The simple answer is I love to travel, but it gets deeper than that. To me, traveling is a way of collecting stories – my own, and other people’s. We are all surrounded by foreign cultures, even when we’re at home. We just have to be willing to seek them out. Culture is so much more than nationality. There are sub-cultures based on age, religion, race, body type, economic level, political views, occupations, hobbies, and so many other things. When we can’t travel in faraway places, it can be fascinating to explore the foreign cultures that exist close to us. I’ll talk to anybody who is willing to tell me their story, and I’m comfortable around people who are different from me. In that sense, I’m often a foreigner, even when I’m at home. And I love it.
You have been to more than 40 countries on 5 continents! I’d imagine there were times when you missed the comforts of home and wished you had not ever left.

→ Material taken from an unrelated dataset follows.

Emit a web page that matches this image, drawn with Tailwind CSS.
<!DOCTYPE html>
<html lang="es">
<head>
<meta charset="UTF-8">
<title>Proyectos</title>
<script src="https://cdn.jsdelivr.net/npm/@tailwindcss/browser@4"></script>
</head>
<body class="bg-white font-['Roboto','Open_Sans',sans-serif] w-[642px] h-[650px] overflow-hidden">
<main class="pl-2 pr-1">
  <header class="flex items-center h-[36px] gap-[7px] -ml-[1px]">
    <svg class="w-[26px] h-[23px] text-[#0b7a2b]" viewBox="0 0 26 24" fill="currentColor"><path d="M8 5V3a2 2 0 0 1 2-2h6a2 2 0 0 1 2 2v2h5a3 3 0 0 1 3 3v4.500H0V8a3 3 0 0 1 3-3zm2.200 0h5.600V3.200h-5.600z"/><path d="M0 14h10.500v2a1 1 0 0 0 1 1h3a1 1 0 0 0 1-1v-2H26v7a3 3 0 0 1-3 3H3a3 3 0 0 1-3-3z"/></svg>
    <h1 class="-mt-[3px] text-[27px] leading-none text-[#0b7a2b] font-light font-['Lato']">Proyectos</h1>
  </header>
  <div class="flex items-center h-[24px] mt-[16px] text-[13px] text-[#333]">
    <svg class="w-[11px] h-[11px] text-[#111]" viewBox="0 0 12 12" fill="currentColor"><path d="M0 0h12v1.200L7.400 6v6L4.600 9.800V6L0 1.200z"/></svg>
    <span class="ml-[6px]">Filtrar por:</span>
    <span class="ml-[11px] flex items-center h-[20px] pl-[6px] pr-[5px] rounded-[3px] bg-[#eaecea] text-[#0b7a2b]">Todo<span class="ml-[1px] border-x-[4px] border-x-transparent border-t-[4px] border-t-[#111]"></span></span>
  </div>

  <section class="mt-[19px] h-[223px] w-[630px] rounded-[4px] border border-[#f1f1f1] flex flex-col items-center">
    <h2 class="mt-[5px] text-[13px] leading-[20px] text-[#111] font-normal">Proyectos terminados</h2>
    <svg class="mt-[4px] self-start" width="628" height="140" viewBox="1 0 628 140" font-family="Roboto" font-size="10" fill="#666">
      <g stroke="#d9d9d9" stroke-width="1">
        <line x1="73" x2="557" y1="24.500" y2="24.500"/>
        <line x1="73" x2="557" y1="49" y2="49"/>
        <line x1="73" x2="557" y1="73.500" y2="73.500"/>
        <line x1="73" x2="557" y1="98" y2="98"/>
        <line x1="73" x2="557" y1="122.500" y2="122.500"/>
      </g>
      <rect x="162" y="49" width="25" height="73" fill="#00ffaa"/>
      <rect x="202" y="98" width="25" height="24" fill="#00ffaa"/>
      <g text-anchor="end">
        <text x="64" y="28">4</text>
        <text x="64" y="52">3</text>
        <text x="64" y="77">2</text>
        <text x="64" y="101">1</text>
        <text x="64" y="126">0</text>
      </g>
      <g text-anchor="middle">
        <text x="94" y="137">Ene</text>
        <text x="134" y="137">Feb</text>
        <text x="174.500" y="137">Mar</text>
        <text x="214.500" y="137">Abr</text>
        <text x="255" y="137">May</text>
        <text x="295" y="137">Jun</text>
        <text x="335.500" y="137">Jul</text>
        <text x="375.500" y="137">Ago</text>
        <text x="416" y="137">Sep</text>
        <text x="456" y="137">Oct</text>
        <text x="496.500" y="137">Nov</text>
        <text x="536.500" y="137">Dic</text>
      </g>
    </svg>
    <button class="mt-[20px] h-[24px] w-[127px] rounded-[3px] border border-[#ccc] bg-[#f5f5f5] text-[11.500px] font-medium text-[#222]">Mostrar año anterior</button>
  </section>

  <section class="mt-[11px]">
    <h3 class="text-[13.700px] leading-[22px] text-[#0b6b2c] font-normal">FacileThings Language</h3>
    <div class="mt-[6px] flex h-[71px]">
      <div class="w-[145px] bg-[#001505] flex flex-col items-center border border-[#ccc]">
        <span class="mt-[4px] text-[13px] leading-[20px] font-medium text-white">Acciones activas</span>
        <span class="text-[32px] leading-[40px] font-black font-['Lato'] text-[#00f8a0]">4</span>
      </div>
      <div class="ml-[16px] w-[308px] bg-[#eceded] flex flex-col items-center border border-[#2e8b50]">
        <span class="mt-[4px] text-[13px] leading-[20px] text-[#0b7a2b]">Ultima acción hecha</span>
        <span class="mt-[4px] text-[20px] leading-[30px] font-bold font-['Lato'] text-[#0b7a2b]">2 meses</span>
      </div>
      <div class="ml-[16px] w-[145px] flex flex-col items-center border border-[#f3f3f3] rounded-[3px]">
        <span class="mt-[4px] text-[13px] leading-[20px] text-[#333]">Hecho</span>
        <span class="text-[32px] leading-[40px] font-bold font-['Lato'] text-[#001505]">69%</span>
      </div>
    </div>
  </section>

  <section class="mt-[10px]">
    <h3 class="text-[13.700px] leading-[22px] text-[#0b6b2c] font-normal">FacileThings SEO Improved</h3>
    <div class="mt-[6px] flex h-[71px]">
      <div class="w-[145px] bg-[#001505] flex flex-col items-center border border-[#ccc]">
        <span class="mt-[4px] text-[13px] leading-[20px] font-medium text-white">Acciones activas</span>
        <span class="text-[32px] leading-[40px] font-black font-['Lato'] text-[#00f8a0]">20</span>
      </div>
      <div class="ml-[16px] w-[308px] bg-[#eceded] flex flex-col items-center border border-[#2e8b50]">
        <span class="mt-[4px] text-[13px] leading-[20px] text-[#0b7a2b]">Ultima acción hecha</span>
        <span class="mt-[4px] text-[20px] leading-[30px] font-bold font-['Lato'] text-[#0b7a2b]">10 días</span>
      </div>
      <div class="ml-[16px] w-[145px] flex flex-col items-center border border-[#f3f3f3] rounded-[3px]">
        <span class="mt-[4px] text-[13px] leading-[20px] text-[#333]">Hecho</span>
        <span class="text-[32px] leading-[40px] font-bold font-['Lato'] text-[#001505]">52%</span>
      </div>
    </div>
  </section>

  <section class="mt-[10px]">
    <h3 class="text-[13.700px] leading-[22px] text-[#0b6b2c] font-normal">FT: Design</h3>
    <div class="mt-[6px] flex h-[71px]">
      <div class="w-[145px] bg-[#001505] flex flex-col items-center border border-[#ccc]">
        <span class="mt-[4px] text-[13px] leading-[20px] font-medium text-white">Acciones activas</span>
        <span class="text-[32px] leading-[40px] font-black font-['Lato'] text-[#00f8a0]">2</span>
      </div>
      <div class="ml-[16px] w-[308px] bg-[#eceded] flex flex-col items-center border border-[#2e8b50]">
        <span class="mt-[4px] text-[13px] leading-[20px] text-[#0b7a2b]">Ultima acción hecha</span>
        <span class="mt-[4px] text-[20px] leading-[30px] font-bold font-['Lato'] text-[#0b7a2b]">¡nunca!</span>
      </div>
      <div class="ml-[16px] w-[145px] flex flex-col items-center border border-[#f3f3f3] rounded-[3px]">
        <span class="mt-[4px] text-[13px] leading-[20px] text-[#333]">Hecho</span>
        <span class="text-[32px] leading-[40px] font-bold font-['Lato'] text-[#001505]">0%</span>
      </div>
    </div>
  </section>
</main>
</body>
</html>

Missed the comforts of home? Yes. Wished I had never left? No way. Even in my worst travel moments – and if we travel enough, it’s inevitable we’re going to have a few of those – I’ve never regretted exploring the world, even when it has been uncomfortable. Staying home and hiding under the bed so nothing bad happens seems a lot more uncomfortable to me than jet lag or traveler’s diarrhea.
Have you any tips for our readers about decreasing the ill effects of jet lag?

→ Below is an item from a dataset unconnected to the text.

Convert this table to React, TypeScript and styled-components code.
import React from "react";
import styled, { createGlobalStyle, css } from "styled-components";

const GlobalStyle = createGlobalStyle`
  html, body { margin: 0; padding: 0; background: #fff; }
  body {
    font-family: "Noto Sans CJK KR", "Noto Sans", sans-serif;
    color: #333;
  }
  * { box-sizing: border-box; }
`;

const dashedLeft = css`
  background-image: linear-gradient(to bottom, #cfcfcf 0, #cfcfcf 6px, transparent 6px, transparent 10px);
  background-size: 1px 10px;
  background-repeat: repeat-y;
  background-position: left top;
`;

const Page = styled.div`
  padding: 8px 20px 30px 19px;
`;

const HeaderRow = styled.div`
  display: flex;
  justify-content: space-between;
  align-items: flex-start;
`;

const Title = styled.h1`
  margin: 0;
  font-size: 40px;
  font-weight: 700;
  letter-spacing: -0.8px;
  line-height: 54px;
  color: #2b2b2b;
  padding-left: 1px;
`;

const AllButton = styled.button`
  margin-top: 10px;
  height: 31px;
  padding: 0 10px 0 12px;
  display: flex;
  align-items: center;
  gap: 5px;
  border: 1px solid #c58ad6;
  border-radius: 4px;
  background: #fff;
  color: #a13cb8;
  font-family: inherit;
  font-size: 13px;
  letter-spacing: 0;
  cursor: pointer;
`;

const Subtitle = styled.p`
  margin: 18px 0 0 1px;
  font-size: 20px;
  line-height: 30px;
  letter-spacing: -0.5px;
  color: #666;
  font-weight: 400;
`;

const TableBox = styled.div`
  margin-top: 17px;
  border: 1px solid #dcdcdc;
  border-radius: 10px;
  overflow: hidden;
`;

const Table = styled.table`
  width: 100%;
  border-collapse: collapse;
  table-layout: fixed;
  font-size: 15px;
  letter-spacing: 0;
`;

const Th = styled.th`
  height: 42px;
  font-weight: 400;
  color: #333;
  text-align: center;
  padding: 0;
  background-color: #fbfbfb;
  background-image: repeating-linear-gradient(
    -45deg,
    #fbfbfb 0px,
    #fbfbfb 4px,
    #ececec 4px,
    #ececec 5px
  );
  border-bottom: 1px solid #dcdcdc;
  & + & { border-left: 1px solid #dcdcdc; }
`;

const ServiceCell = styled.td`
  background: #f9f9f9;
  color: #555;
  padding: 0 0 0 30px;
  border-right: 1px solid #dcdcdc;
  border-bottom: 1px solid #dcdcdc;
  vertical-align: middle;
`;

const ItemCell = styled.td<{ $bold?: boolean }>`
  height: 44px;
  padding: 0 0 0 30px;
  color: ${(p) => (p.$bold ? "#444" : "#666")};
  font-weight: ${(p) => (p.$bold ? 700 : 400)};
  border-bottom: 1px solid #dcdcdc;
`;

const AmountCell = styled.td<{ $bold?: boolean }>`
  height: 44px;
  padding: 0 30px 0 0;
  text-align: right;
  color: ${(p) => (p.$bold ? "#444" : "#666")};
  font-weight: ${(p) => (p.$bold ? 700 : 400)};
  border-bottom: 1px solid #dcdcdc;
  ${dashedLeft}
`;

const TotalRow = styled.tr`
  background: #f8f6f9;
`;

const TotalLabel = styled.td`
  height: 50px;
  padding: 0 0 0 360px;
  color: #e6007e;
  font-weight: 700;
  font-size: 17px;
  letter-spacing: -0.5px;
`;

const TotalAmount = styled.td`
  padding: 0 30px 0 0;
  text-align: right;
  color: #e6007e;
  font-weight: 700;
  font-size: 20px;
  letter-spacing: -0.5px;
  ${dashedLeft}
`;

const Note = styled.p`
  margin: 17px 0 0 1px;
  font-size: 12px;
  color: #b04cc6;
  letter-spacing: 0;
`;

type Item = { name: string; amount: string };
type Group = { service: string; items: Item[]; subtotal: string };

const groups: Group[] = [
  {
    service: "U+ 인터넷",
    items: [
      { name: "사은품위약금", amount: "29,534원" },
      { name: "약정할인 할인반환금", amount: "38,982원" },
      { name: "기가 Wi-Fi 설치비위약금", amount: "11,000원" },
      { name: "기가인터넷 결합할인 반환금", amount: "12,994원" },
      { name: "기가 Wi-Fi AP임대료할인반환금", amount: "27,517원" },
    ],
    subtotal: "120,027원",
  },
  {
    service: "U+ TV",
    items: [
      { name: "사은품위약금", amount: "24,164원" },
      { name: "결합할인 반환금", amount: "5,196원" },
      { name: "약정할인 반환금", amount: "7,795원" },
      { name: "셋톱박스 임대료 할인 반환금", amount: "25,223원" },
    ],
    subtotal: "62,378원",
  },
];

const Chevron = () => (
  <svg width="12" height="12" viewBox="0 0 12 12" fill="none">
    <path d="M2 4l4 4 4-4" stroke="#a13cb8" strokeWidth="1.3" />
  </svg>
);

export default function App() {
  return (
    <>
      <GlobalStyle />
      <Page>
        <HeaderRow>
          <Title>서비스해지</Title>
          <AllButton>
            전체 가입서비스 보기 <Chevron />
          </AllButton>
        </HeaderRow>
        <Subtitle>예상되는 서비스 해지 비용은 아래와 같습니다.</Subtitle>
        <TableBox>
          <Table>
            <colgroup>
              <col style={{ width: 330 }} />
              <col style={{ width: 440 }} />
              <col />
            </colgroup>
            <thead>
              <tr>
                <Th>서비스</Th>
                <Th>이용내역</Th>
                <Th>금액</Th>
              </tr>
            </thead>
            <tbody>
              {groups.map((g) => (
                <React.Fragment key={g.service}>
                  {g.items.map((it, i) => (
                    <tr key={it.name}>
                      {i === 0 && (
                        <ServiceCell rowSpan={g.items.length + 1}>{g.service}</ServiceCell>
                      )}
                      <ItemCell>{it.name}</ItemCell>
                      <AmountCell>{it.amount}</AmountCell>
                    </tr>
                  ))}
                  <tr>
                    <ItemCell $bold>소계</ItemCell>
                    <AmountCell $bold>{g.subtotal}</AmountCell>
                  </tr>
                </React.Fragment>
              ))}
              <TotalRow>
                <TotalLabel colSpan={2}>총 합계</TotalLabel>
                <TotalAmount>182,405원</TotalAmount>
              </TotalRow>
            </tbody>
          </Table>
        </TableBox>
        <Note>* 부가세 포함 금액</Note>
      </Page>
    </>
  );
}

If I had a cure for jet lag, I’d be very rich! Our bodies just aren’t designed to be flung halfway around the planet in half a day. So jet lag is an unavoidable side-effect of long-distance air travel. But there are things we can do to reduce its intensity.
The pineal is a gland in our brain that responds to light and tells us whether to be awake or asleep. After I cross a lot of time zones, I expose myself to as much natural light as possible during the daytime, and I avoid bright lights at night to help cue my brain that it’s time to be asleep. For the same reason, I never wear sunglasses during the daytime my first few days in a new time zone.

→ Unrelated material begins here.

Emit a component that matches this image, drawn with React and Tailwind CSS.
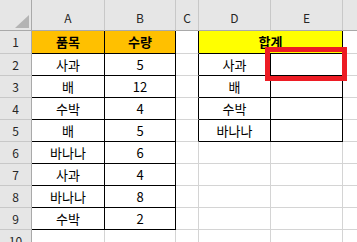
import React from 'react';

const font = { fontFamily: '"Noto Sans CJK KR", "Noto Sans", sans-serif' };

// column widths include the 1px right border
const W = ['w-[32px]', 'w-[73px]', 'w-[71px]', 'w-[23px]', 'w-[72px]', 'w-[72px]', 'flex-1'];
const letters = ['A', 'B', 'C', 'D', 'E', ''];

const itemsA = ['사과', '배', '수박', '배', '바나나', '사과', '바나나', '수박'];
const itemsB = ['5', '12', '4', '5', '6', '4', '8', '2'];
const itemsD = ['사과', '배', '수박', '바나나'];

const Cell = ({ className = '', children }) => (
  <div className={`shrink-0 h-full flex items-center justify-center border-r border-b ${className}`}>
    {children}
  </div>
);

const RowHead = ({ n }) => (
  <Cell className="w-[32px] bg-[#e6e6e6] border-r-[#a9a9a9] border-b-[#c8c8c8] text-[12px] text-[#262626]">{n}</Cell>
);

const App = () => {
  return (
    <div className="relative w-[357px] h-[242px] overflow-hidden bg-white text-[13px] text-black" style={font}>
      {/* column header */}
      <div className="flex h-[31px]">
        <div className="shrink-0 w-[32px] h-full bg-[#e6e6e6] border-r border-b border-r-[#a9a9a9] border-b-[#a9a9a9] flex items-end justify-end pr-[2px] pb-[2px]">
          <svg width="14" height="13" viewBox="0 0 14 13">
            <polygon points="14,0 14,13 0,13" fill="#b4b4b4" />
          </svg>
        </div>
        {letters.map((l, i) => (
          <div
            key={i}
            className={`${W[i + 1]} shrink-0 h-full bg-[#e6e6e6] border-b border-b-[#a9a9a9] ${i < 5 ? 'border-r border-r-[#c8c8c8]' : ''} flex items-center justify-center pt-[6px] text-[12px] text-[#262626]`}
          >
            {l}
          </div>
        ))}
      </div>

      {/* row 1 */}
      <div className="flex h-[23px]">
        <RowHead n="1" />
        <Cell className="w-[73px] bg-[#ffc000] border-r-black border-b-black font-bold">품목</Cell>
        <Cell className="w-[71px] bg-[#ffc000] border-r-black border-b-black font-bold">수량</Cell>
        <Cell className="w-[23px] border-r-black border-b-[#d4d4d4]" />
        <Cell className="w-[144px] bg-[#ffff00] border-r-black border-b-black font-bold">합계</Cell>
        <Cell className="flex-1 border-r-0 border-b-[#d4d4d4]" />
      </div>

      {/* rows 2-9 */}
      {itemsA.map((a, i) => {
        const inD = i < 4;
        return (
          <div key={i} className="flex h-[22px]">
            <RowHead n={i + 2} />
            <Cell className="w-[73px] border-r-black border-b-black">{a}</Cell>
            <Cell className="w-[71px] border-r-black border-b-black">{itemsB[i]}</Cell>
            <Cell className={`w-[23px] border-b-[#d4d4d4] ${inD ? 'border-r-black' : 'border-r-[#d4d4d4]'}`} />
            <Cell className={`w-[72px] ${inD ? 'border-r-black border-b-black' : 'border-r-[#d4d4d4] border-b-[#d4d4d4]'}`}>
              {inD ? itemsD[i] : null}
            </Cell>
            <Cell className={`w-[72px] ${inD ? 'border-r-black border-b-black' : 'border-r-[#d4d4d4] border-b-[#d4d4d4]'}`} />
            <Cell className="flex-1 border-r-0 border-b-[#d4d4d4]" />
          </div>
        );
      })}

      {/* row 10 */}
      <div className="flex h-[22px]">
        <div className="shrink-0 w-[32px] h-full bg-[#e6e6e6] border-r border-r-[#a9a9a9] flex items-center justify-center text-[12px] text-[#262626]">10</div>
        <div className="shrink-0 w-[73px] h-full border-r border-r-[#d4d4d4]" />
        <div className="shrink-0 w-[71px] h-full border-r border-r-[#d4d4d4]" />
        <div className="shrink-0 w-[23px] h-full border-r border-r-[#d4d4d4]" />
        <div className="shrink-0 w-[72px] h-full border-r border-r-[#d4d4d4]" />
        <div className="shrink-0 w-[72px] h-full border-r border-r-[#d4d4d4]" />
      </div>

      {/* selection highlight */}
      <div className="absolute left-[265px] top-[47px] w-[82px] h-[34px] border-[5px] border-[#ed1c24]" />
    </div>
  );
};

export default App;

Eating meals at regular local hours and avoiding caffeine later in the day also signal our bodies to the time of day. And, I sometimes take Melatonin or a sleeping pill my first few nights to help me get a good night’s sleep. But I recommend checking with a doctor before you do that.
Now that we are on the subject, what are your top 5 tips to make travel easier? After all these years, you must have the travel thing down pat!
That’s a tricky question. I think on some level, travel isn’t supposed to be easy. When we venture outside our cultural comfort zones, we have better experiences if we challenge ourselves and accept that we’re in unfamiliar territory. You can make things easier by staying in a glitzy Western-style hotel in a foreign country, but then, what’s the point of going to a vastly different culture? You might as well stay home and watch the Travel Channel! That having been said, here are five tips for making travel emotionally easier.
- Always leave something to go back to, even if you are certain you will never return. A lot of people run around with check lists, trying to do all their guidebooks suggest. Foreign travel shouldn’t be a race. Go for quality experiences, not a high quantity of experiences. Allow “down time” for non-touristy things like wandering aimlessly through side streets, visiting a grocery store, or getting a haircut.
- Smile! Yeah… that sounds trite, but I tried an experiment a few years ago. As a tour guide, when I needed help – maybe at a hotel or at a restaurant – I’d make a point to smile and look calm at the group even if I wasn’t feeling that way. Other times, I forgot to do that. I noticed that the difference in people’s reactions, depending on how I approached them, was huge. If you are friendly, people respond in a friendly way. If you are stressed, it stresses them too and they are less open to you. So even if you think you’re having a crisis, appear calm and people will warm up to you and help out.
- Never forget YOU are the foreigner. If you are frustrated with the way things are in a foreign place, it’s likely because you just don’t understand the local ways. And not understanding them is fine; feeling confused is part of the fun. Eventually we figure things out, and that can be very rewarding. But whining that things should be different – when in fact, we are the ones who are different – isn’t just ignorant; it’s also a waste of time and energy. Allow yourself some confusion, and don’t be hard on yourself because you don’t understand the local rules. Don’t be hard on the local people either.
- Don’t let technology kidnap your trip. When I started backpacking in Europe in the 1980s, I gave people poste restante addresses where once a month, I could stop at a local post office and plow through a pile of letters, hoping one might be for me. Cell phones, e-mail and social networking can help us keep in touch, but some people get so frustrated when they can’t get a Wi-Fi signal or a good phone connection. In a faraway place, let yourself be far away. The world won’t crash down around you if you can’t read your e-mail for a day or two. Another thing that drives me crazy is people who travel with video cameras glued to their eyes. They’re losing out on the experience. When they get home, do they really sit through that many hours of footage? Take advantage of technology when it’s convenient, but don’t let it wilt your mood when it doesn’t cooperate, or drive a wedge between yourself and real life experiences.
- When you travel, things go wrong. That was the premise of my book, Getting Lost, and it’s been my number one travel rule for years. It doesn’t sound like uplifting advice, but when we’re out of our element, unfamiliar with the local “rules,” things are going to get wonky at times. When they do, try to find humor in the chaos, keep and you’ll probably have a great story to tell later.